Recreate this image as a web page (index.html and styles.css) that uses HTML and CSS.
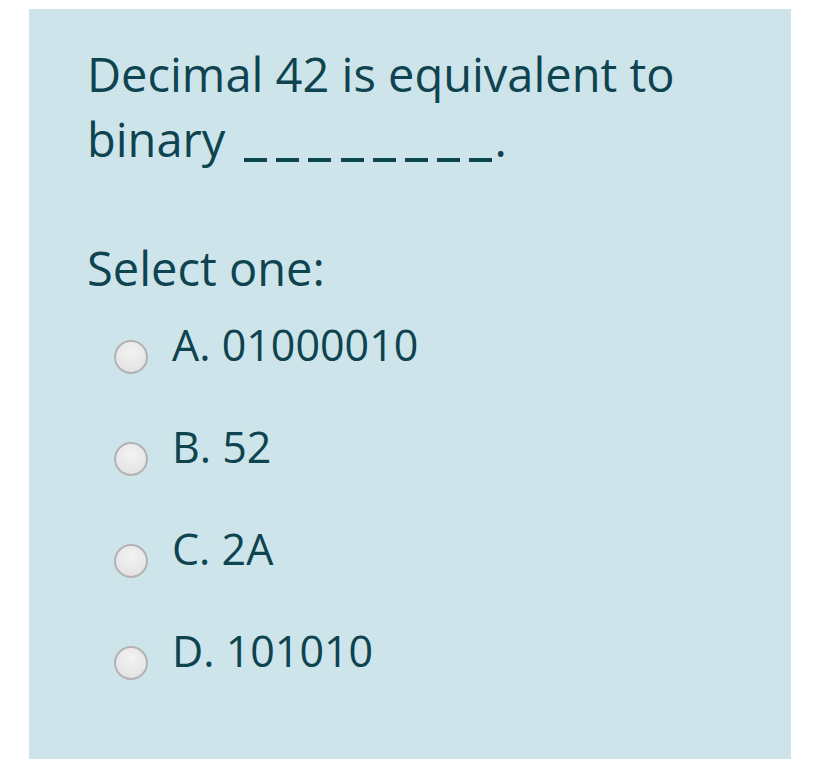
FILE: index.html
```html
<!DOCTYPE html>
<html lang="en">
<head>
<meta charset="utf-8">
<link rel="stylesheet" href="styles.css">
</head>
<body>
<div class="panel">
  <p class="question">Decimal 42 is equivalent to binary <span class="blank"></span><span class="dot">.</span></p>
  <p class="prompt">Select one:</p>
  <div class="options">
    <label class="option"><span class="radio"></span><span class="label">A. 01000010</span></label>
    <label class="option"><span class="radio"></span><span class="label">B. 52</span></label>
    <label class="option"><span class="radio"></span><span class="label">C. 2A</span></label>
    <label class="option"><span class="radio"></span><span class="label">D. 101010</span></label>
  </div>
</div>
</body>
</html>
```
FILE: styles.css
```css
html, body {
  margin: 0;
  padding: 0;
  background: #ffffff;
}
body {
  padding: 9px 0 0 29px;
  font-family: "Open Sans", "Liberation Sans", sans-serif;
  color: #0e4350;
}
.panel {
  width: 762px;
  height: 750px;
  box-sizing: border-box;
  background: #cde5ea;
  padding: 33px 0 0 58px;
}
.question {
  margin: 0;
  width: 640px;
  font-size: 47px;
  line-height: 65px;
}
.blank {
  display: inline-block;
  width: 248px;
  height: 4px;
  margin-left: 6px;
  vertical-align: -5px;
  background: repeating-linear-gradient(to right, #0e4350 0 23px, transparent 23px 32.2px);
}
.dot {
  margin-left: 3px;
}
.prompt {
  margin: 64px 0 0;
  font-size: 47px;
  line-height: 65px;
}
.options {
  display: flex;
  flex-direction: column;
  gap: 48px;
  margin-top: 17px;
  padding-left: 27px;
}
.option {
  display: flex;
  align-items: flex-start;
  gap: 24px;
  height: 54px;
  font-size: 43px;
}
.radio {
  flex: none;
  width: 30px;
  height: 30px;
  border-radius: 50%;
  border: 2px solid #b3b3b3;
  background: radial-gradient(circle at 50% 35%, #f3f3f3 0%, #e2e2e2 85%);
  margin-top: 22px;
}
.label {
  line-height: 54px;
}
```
————————
Work instructions> Reproduce the material in its entirety and word for word, without the pictures.

Finished task>
Recreate this image as a web page (index.html and styles.css) that uses HTML and CSS.
FILE: index.html
```html
<!DOCTYPE html>
<html lang="en">
<head>
<meta charset="utf-8">
<link rel="stylesheet" href="styles.css">
</head>
<body>
<div class="panel">
  <p class="question">Decimal 42 is equivalent to binary <span class="blank"></span><span class="dot">.</span></p>
  <p class="prompt">Select one:</p>
  <div class="options">
    <label class="option"><span class="radio"></span><span class="label">A. 01000010</span></label>
    <label class="option"><span class="radio"></span><span class="label">B. 52</span></label>
    <label class="option"><span class="radio"></span><span class="label">C. 2A</span></label>
    <label class="option"><span class="radio"></span><span class="label">D. 101010</span></label>
  </div>
</div>
</body>
</html>
```
FILE: styles.css
```css
html, body {
  margin: 0;
  padding: 0;
  background: #ffffff;
}
body {
  padding: 9px 0 0 29px;
  font-family: "Open Sans", "Liberation Sans", sans-serif;
  color: #0e4350;
}
.panel {
  width: 762px;
  height: 750px;
  box-sizing: border-box;
  background: #cde5ea;
  padding: 33px 0 0 58px;
}
.question {
  margin: 0;
  width: 640px;
  font-size: 47px;
  line-height: 65px;
}
.blank {
  display: inline-block;
  width: 248px;
  height: 4px;
  margin-left: 6px;
  vertical-align: -5px;
  background: repeating-linear-gradient(to right, #0e4350 0 23px, transparent 23px 32.2px);
}
.dot {
  margin-left: 3px;
}
.prompt {
  margin: 64px 0 0;
  font-size: 47px;
  line-height: 65px;
}
.options {
  display: flex;
  flex-direction: column;
  gap: 48px;
  margin-top: 17px;
  padding-left: 27px;
}
.option {
  display: flex;
  align-items: flex-start;
  gap: 24px;
  height: 54px;
  font-size: 43px;
}
.radio {
  flex: none;
  width: 30px;
  height: 30px;
  border-radius: 50%;
  border: 2px solid #b3b3b3;
  background: radial-gradient(circle at 50% 35%, #f3f3f3 0%, #e2e2e2 85%);
  margin-top: 22px;
}
.label {
  line-height: 54px;
}
```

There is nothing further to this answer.